▸ What needs to be done:
Give a verbatim copy of the lines below, minus the pictures.

▸ Records with interface code:
** Begin **

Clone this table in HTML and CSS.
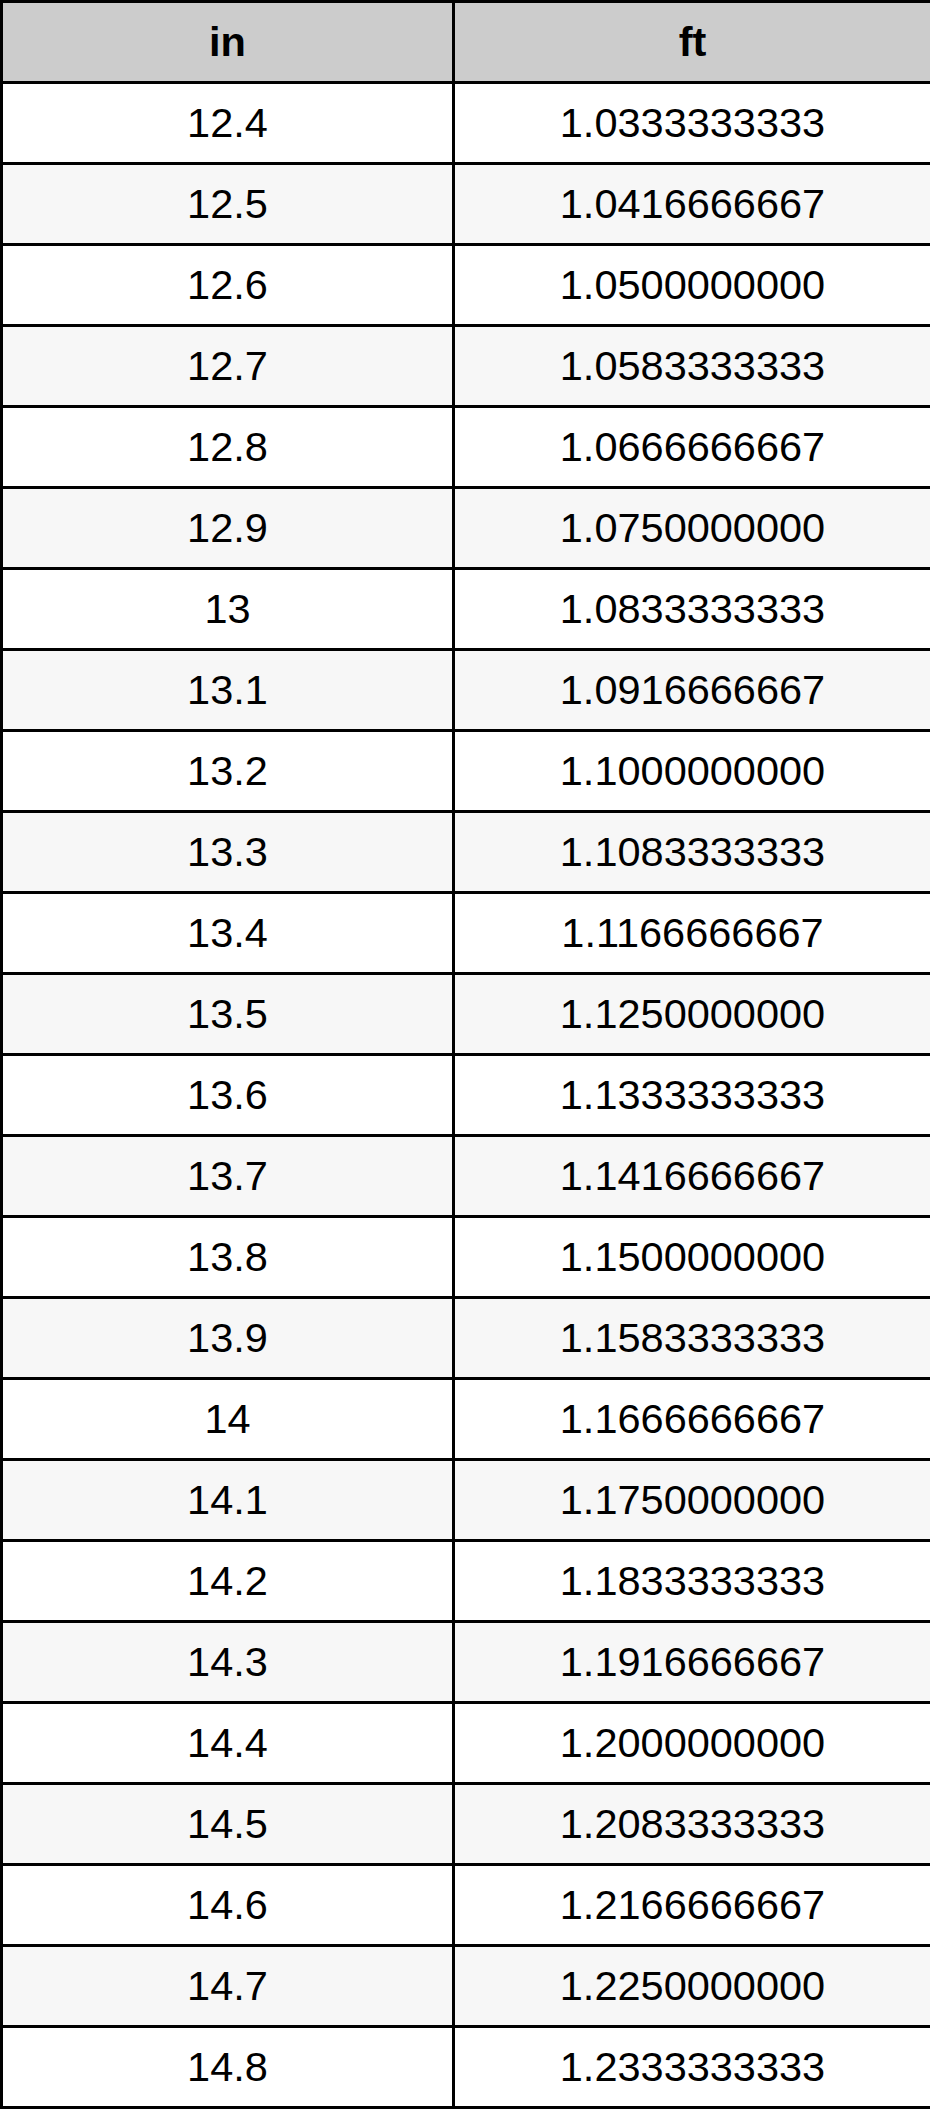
FILE: index.html
```html
<!DOCTYPE html>
<html>
<head>
<meta charset="utf-8">
<link rel="stylesheet" href="styles.css">
</head>
<body>
<table class="conv">
<colgroup><col class="c1"><col class="c2"></colgroup>
<thead>
<tr><th>in</th><th>ft</th></tr>
</thead>
<tbody>
<tr><td>12.4</td><td>1.0333333333</td></tr>
<tr><td>12.5</td><td>1.0416666667</td></tr>
<tr><td>12.6</td><td>1.0500000000</td></tr>
<tr><td>12.7</td><td>1.0583333333</td></tr>
<tr><td>12.8</td><td>1.0666666667</td></tr>
<tr><td>12.9</td><td>1.0750000000</td></tr>
<tr><td>13</td><td>1.0833333333</td></tr>
<tr><td>13.1</td><td>1.0916666667</td></tr>
<tr><td>13.2</td><td>1.1000000000</td></tr>
<tr><td>13.3</td><td>1.1083333333</td></tr>
<tr><td>13.4</td><td>1.1166666667</td></tr>
<tr><td>13.5</td><td>1.1250000000</td></tr>
<tr><td>13.6</td><td>1.1333333333</td></tr>
<tr><td>13.7</td><td>1.1416666667</td></tr>
<tr><td>13.8</td><td>1.1500000000</td></tr>
<tr><td>13.9</td><td>1.1583333333</td></tr>
<tr><td>14</td><td>1.1666666667</td></tr>
<tr><td>14.1</td><td>1.1750000000</td></tr>
<tr><td>14.2</td><td>1.1833333333</td></tr>
<tr><td>14.3</td><td>1.1916666667</td></tr>
<tr><td>14.4</td><td>1.2000000000</td></tr>
<tr><td>14.5</td><td>1.2083333333</td></tr>
<tr><td>14.6</td><td>1.2166666667</td></tr>
<tr><td>14.7</td><td>1.2250000000</td></tr>
<tr><td>14.8</td><td>1.2333333333</td></tr>
</tbody>
</table>
</body>
</html>
```

FILE: styles.css
```css
html, body {
  margin: 0;
  padding: 0;
  background: #ffffff;
}

.conv {
  width: 930px;
  border-collapse: collapse;
  table-layout: fixed;
  font-family: "Liberation Sans", Arial, sans-serif;
  font-size: 41.5px;
  color: #000000;
}

.c1 { width: 452px; }
.c2 { width: 478px; }

.conv th,
.conv td {
  border: 3px solid #000000;
  height: 78px;
  padding: 0;
  text-align: center;
  vertical-align: middle;
  line-height: 1;
}

.conv th {
  background: #cccccc;
  font-weight: bold;
}

.conv tbody tr:nth-child(odd) td {
  background: #ffffff;
}

.conv tbody tr:nth-child(even) td {
  background: #f7f7f7;
}
```
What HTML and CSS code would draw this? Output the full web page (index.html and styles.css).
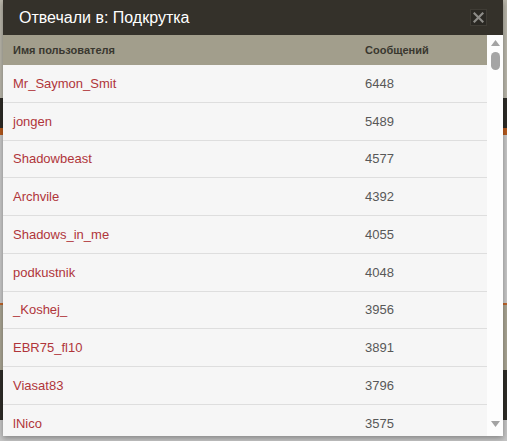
FILE: index.html
```html
<!DOCTYPE html>
<html lang="ru">
<head>
<meta charset="utf-8">
<title>Отвечали в: Подкрутка</title>
<link rel="stylesheet" href="styles.css">
</head>
<body>
<div class="backdrop">
  <div class="band band-top"></div>
  <div class="band band-dark"></div>
  <div class="band band-orange"></div>
  <div class="band band-light"></div>
  <div class="band band-orange-thin"></div>
  <div class="band band-tan"></div>
  <div class="band band-dark2"></div>
  <div class="band band-bottom"></div>
</div>
<div class="modal">
  <div class="modal-header">
    <span class="modal-title">Отвечали в: Подкрутка</span>
    <button class="close-btn" aria-label="Закрыть">
      <svg width="11" height="11" viewBox="0 0 11 11"><path d="M1.5 1.5 L9.5 9.5 M9.5 1.5 L1.5 9.5" stroke="#8d8c88" stroke-width="2.2" stroke-linecap="square"/></svg>
    </button>
  </div>
  <div class="modal-body">
    <div class="table">
      <div class="row head">
        <div class="cell">Имя пользователя</div>
        <div class="cell">Сообщений</div>
      </div>
      <div class="row"><div class="cell name">Mr_Saymon_Smit</div><div class="cell num">6448</div></div>
      <div class="row"><div class="cell name">jongen</div><div class="cell num">5489</div></div>
      <div class="row"><div class="cell name">Shadowbeast</div><div class="cell num">4577</div></div>
      <div class="row"><div class="cell name">Archvile</div><div class="cell num">4392</div></div>
      <div class="row"><div class="cell name">Shadows_in_me</div><div class="cell num">4055</div></div>
      <div class="row"><div class="cell name">podkustnik</div><div class="cell num">4048</div></div>
      <div class="row"><div class="cell name">_Koshej_</div><div class="cell num">3956</div></div>
      <div class="row"><div class="cell name">EBR75_fl10</div><div class="cell num">3891</div></div>
      <div class="row"><div class="cell name">Viasat83</div><div class="cell num">3796</div></div>
      <div class="row"><div class="cell name">lNico</div><div class="cell num">3575</div></div>
    </div>
    <div class="scrollbar">
      <svg class="arrow" width="9" height="6" viewBox="0 0 9 6"><path d="M0 6 L4.5 0 L9 6 Z" fill="#a3a3a3"/></svg>
      <div class="thumb"></div>
      <div class="track"></div>
      <svg class="arrow" width="9" height="6" viewBox="0 0 9 6"><path d="M0 0 L4.5 6 L9 0 Z" fill="#a3a3a3"/></svg>
    </div>
  </div>
</div>
</body>
</html>
```

FILE: styles.css
```css
html, body {
  margin: 0;
  padding: 0;
  height: 100%;
  overflow: hidden;
  background: #c4c4c4;
  font-family: "Liberation Sans", Arial, sans-serif;
}

.backdrop {
  display: flex;
  flex-direction: column;
}
.band { width: 100%; }
.band-top { height: 98px; background: #b9b6aa; }
.band-dark { height: 30px; background: #2e2c27; }
.band-orange { height: 7px; background: #b65a1e; }
.band-light { height: 168px; background: #c8c8c8; }
.band-orange-thin { height: 2px; background: #c0652a; }
.band-tan { height: 65px; background: #a9a593; }
.band-dark2 { height: 50px; background: #2f2d28; }
.band-bottom { height: 40px; background: #c6c6c6; }

.modal {
  position: absolute;
  left: 3px;
  top: 0;
  width: 500px;
  height: 436px;
  display: flex;
  flex-direction: column;
  background: #f6f6f6;
  box-shadow: 0 2px 6px rgba(0, 0, 0, 0.35);
}

.modal-header {
  height: 35px;
  flex: none;
  background: #34312a;
  display: flex;
  align-items: center;
  justify-content: space-between;
  padding: 0 16px 0 16px;
}
.modal-title {
  color: #ffffff;
  font-size: 16px;
  line-height: 35px;
}
.close-btn {
  width: 17px;
  height: 17px;
  margin: 0;
  padding: 0;
  border: 1px solid #3f3c35;
  background: #2a2823;
  display: flex;
  align-items: center;
  justify-content: center;
}

.modal-body {
  flex: 1;
  display: flex;
  min-height: 0;
}

.table {
  flex: 1;
  overflow: hidden;
}
.row {
  display: grid;
  grid-template-columns: 352px 1fr;
  height: 36.78px;
  border-bottom: 1px solid #dedede;
  background: #f6f6f6;
  align-items: center;
  font-size: 13px;
}
.row.head {
  height: 30px;
  border-bottom: none;
  background: #a29e8c;
  font-size: 11px;
  font-weight: bold;
  color: #39372f;
}
.cell { padding-left: 10px; }
.name { color: #b0353a; }
.num { color: #585858; }

.scrollbar {
  width: 16px;
  flex: none;
  background: #fdfdfd;
  display: flex;
  flex-direction: column;
  align-items: center;
  padding: 5px 0 9px 0;
}
.arrow { flex: none; }
.thumb {
  width: 9px;
  height: 18px;
  margin-top: 6px;
  border-radius: 4.5px;
  background: #a5a5a5;
}
.track { flex: 1; }
```
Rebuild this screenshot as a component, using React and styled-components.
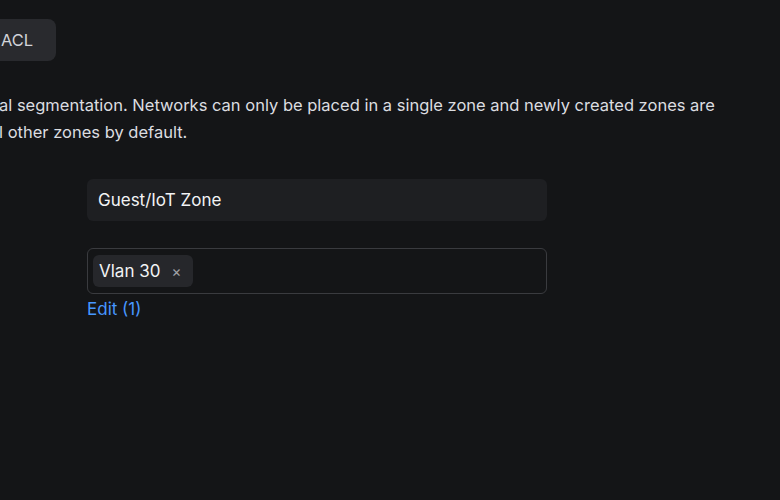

** End **

▸ Written solution:
Clone this table in HTML and CSS.
FILE: index.html
```html
<!DOCTYPE html>
<html>
<head>
<meta charset="utf-8">
<link rel="stylesheet" href="styles.css">
</head>
<body>
<table class="conv">
<colgroup><col class="c1"><col class="c2"></colgroup>
<thead>
<tr><th>in</th><th>ft</th></tr>
</thead>
<tbody>
<tr><td>12.4</td><td>1.0333333333</td></tr>
<tr><td>12.5</td><td>1.0416666667</td></tr>
<tr><td>12.6</td><td>1.0500000000</td></tr>
<tr><td>12.7</td><td>1.0583333333</td></tr>
<tr><td>12.8</td><td>1.0666666667</td></tr>
<tr><td>12.9</td><td>1.0750000000</td></tr>
<tr><td>13</td><td>1.0833333333</td></tr>
<tr><td>13.1</td><td>1.0916666667</td></tr>
<tr><td>13.2</td><td>1.1000000000</td></tr>
<tr><td>13.3</td><td>1.1083333333</td></tr>
<tr><td>13.4</td><td>1.1166666667</td></tr>
<tr><td>13.5</td><td>1.1250000000</td></tr>
<tr><td>13.6</td><td>1.1333333333</td></tr>
<tr><td>13.7</td><td>1.1416666667</td></tr>
<tr><td>13.8</td><td>1.1500000000</td></tr>
<tr><td>13.9</td><td>1.1583333333</td></tr>
<tr><td>14</td><td>1.1666666667</td></tr>
<tr><td>14.1</td><td>1.1750000000</td></tr>
<tr><td>14.2</td><td>1.1833333333</td></tr>
<tr><td>14.3</td><td>1.1916666667</td></tr>
<tr><td>14.4</td><td>1.2000000000</td></tr>
<tr><td>14.5</td><td>1.2083333333</td></tr>
<tr><td>14.6</td><td>1.2166666667</td></tr>
<tr><td>14.7</td><td>1.2250000000</td></tr>
<tr><td>14.8</td><td>1.2333333333</td></tr>
</tbody>
</table>
</body>
</html>
```

FILE: styles.css
```css
html, body {
  margin: 0;
  padding: 0;
  background: #ffffff;
}

.conv {
  width: 930px;
  border-collapse: collapse;
  table-layout: fixed;
  font-family: "Liberation Sans", Arial, sans-serif;
  font-size: 41.5px;
  color: #000000;
}

.c1 { width: 452px; }
.c2 { width: 478px; }

.conv th,
.conv td {
  border: 3px solid #000000;
  height: 78px;
  padding: 0;
  text-align: center;
  vertical-align: middle;
  line-height: 1;
}

.conv th {
  background: #cccccc;
  font-weight: bold;
}

.conv tbody tr:nth-child(odd) td {
  background: #ffffff;
}

.conv tbody tr:nth-child(even) td {
  background: #f7f7f7;
}
```
What HTML and CSS code would draw this? Output the full web page (index.html and styles.css).
FILE: index.html
```html
<!DOCTYPE html>
<html lang="ru">
<head>
<meta charset="utf-8">
<title>Отвечали в: Подкрутка</title>
<link rel="stylesheet" href="styles.css">
</head>
<body>
<div class="backdrop">
  <div class="band band-top"></div>
  <div class="band band-dark"></div>
  <div class="band band-orange"></div>
  <div class="band band-light"></div>
  <div class="band band-orange-thin"></div>
  <div class="band band-tan"></div>
  <div class="band band-dark2"></div>
  <div class="band band-bottom"></div>
</div>
<div class="modal">
  <div class="modal-header">
    <span class="modal-title">Отвечали в: Подкрутка</span>
    <button class="close-btn" aria-label="Закрыть">
      <svg width="11" height="11" viewBox="0 0 11 11"><path d="M1.5 1.5 L9.5 9.5 M9.5 1.5 L1.5 9.5" stroke="#8d8c88" stroke-width="2.2" stroke-linecap="square"/></svg>
    </button>
  </div>
  <div class="modal-body">
    <div class="table">
      <div class="row head">
        <div class="cell">Имя пользователя</div>
        <div class="cell">Сообщений</div>
      </div>
      <div class="row"><div class="cell name">Mr_Saymon_Smit</div><div class="cell num">6448</div></div>
      <div class="row"><div class="cell name">jongen</div><div class="cell num">5489</div></div>
      <div class="row"><div class="cell name">Shadowbeast</div><div class="cell num">4577</div></div>
      <div class="row"><div class="cell name">Archvile</div><div class="cell num">4392</div></div>
      <div class="row"><div class="cell name">Shadows_in_me</div><div class="cell num">4055</div></div>
      <div class="row"><div class="cell name">podkustnik</div><div class="cell num">4048</div></div>
      <div class="row"><div class="cell name">_Koshej_</div><div class="cell num">3956</div></div>
      <div class="row"><div class="cell name">EBR75_fl10</div><div class="cell num">3891</div></div>
      <div class="row"><div class="cell name">Viasat83</div><div class="cell num">3796</div></div>
      <div class="row"><div class="cell name">lNico</div><div class="cell num">3575</div></div>
    </div>
    <div class="scrollbar">
      <svg class="arrow" width="9" height="6" viewBox="0 0 9 6"><path d="M0 6 L4.5 0 L9 6 Z" fill="#a3a3a3"/></svg>
      <div class="thumb"></div>
      <div class="track"></div>
      <svg class="arrow" width="9" height="6" viewBox="0 0 9 6"><path d="M0 0 L4.5 6 L9 0 Z" fill="#a3a3a3"/></svg>
    </div>
  </div>
</div>
</body>
</html>
```

FILE: styles.css
```css
html, body {
  margin: 0;
  padding: 0;
  height: 100%;
  overflow: hidden;
  background: #c4c4c4;
  font-family: "Liberation Sans", Arial, sans-serif;
}

.backdrop {
  display: flex;
  flex-direction: column;
}
.band { width: 100%; }
.band-top { height: 98px; background: #b9b6aa; }
.band-dark { height: 30px; background: #2e2c27; }
.band-orange { height: 7px; background: #b65a1e; }
.band-light { height: 168px; background: #c8c8c8; }
.band-orange-thin { height: 2px; background: #c0652a; }
.band-tan { height: 65px; background: #a9a593; }
.band-dark2 { height: 50px; background: #2f2d28; }
.band-bottom { height: 40px; background: #c6c6c6; }

.modal {
  position: absolute;
  left: 3px;
  top: 0;
  width: 500px;
  height: 436px;
  display: flex;
  flex-direction: column;
  background: #f6f6f6;
  box-shadow: 0 2px 6px rgba(0, 0, 0, 0.35);
}

.modal-header {
  height: 35px;
  flex: none;
  background: #34312a;
  display: flex;
  align-items: center;
  justify-content: space-between;
  padding: 0 16px 0 16px;
}
.modal-title {
  color: #ffffff;
  font-size: 16px;
  line-height: 35px;
}
.close-btn {
  width: 17px;
  height: 17px;
  margin: 0;
  padding: 0;
  border: 1px solid #3f3c35;
  background: #2a2823;
  display: flex;
  align-items: center;
  justify-content: center;
}

.modal-body {
  flex: 1;
  display: flex;
  min-height: 0;
}

.table {
  flex: 1;
  overflow: hidden;
}
.row {
  display: grid;
  grid-template-columns: 352px 1fr;
  height: 36.78px;
  border-bottom: 1px solid #dedede;
  background: #f6f6f6;
  align-items: center;
  font-size: 13px;
}
.row.head {
  height: 30px;
  border-bottom: none;
  background: #a29e8c;
  font-size: 11px;
  font-weight: bold;
  color: #39372f;
}
.cell { padding-left: 10px; }
.name { color: #b0353a; }
.num { color: #585858; }

.scrollbar {
  width: 16px;
  flex: none;
  background: #fdfdfd;
  display: flex;
  flex-direction: column;
  align-items: center;
  padding: 5px 0 9px 0;
}
.arrow { flex: none; }
.thumb {
  width: 9px;
  height: 18px;
  margin-top: 6px;
  border-radius: 4.5px;
  background: #a5a5a5;
}
.track { flex: 1; }
```
Rebuild this screenshot as a component, using React and styled-components.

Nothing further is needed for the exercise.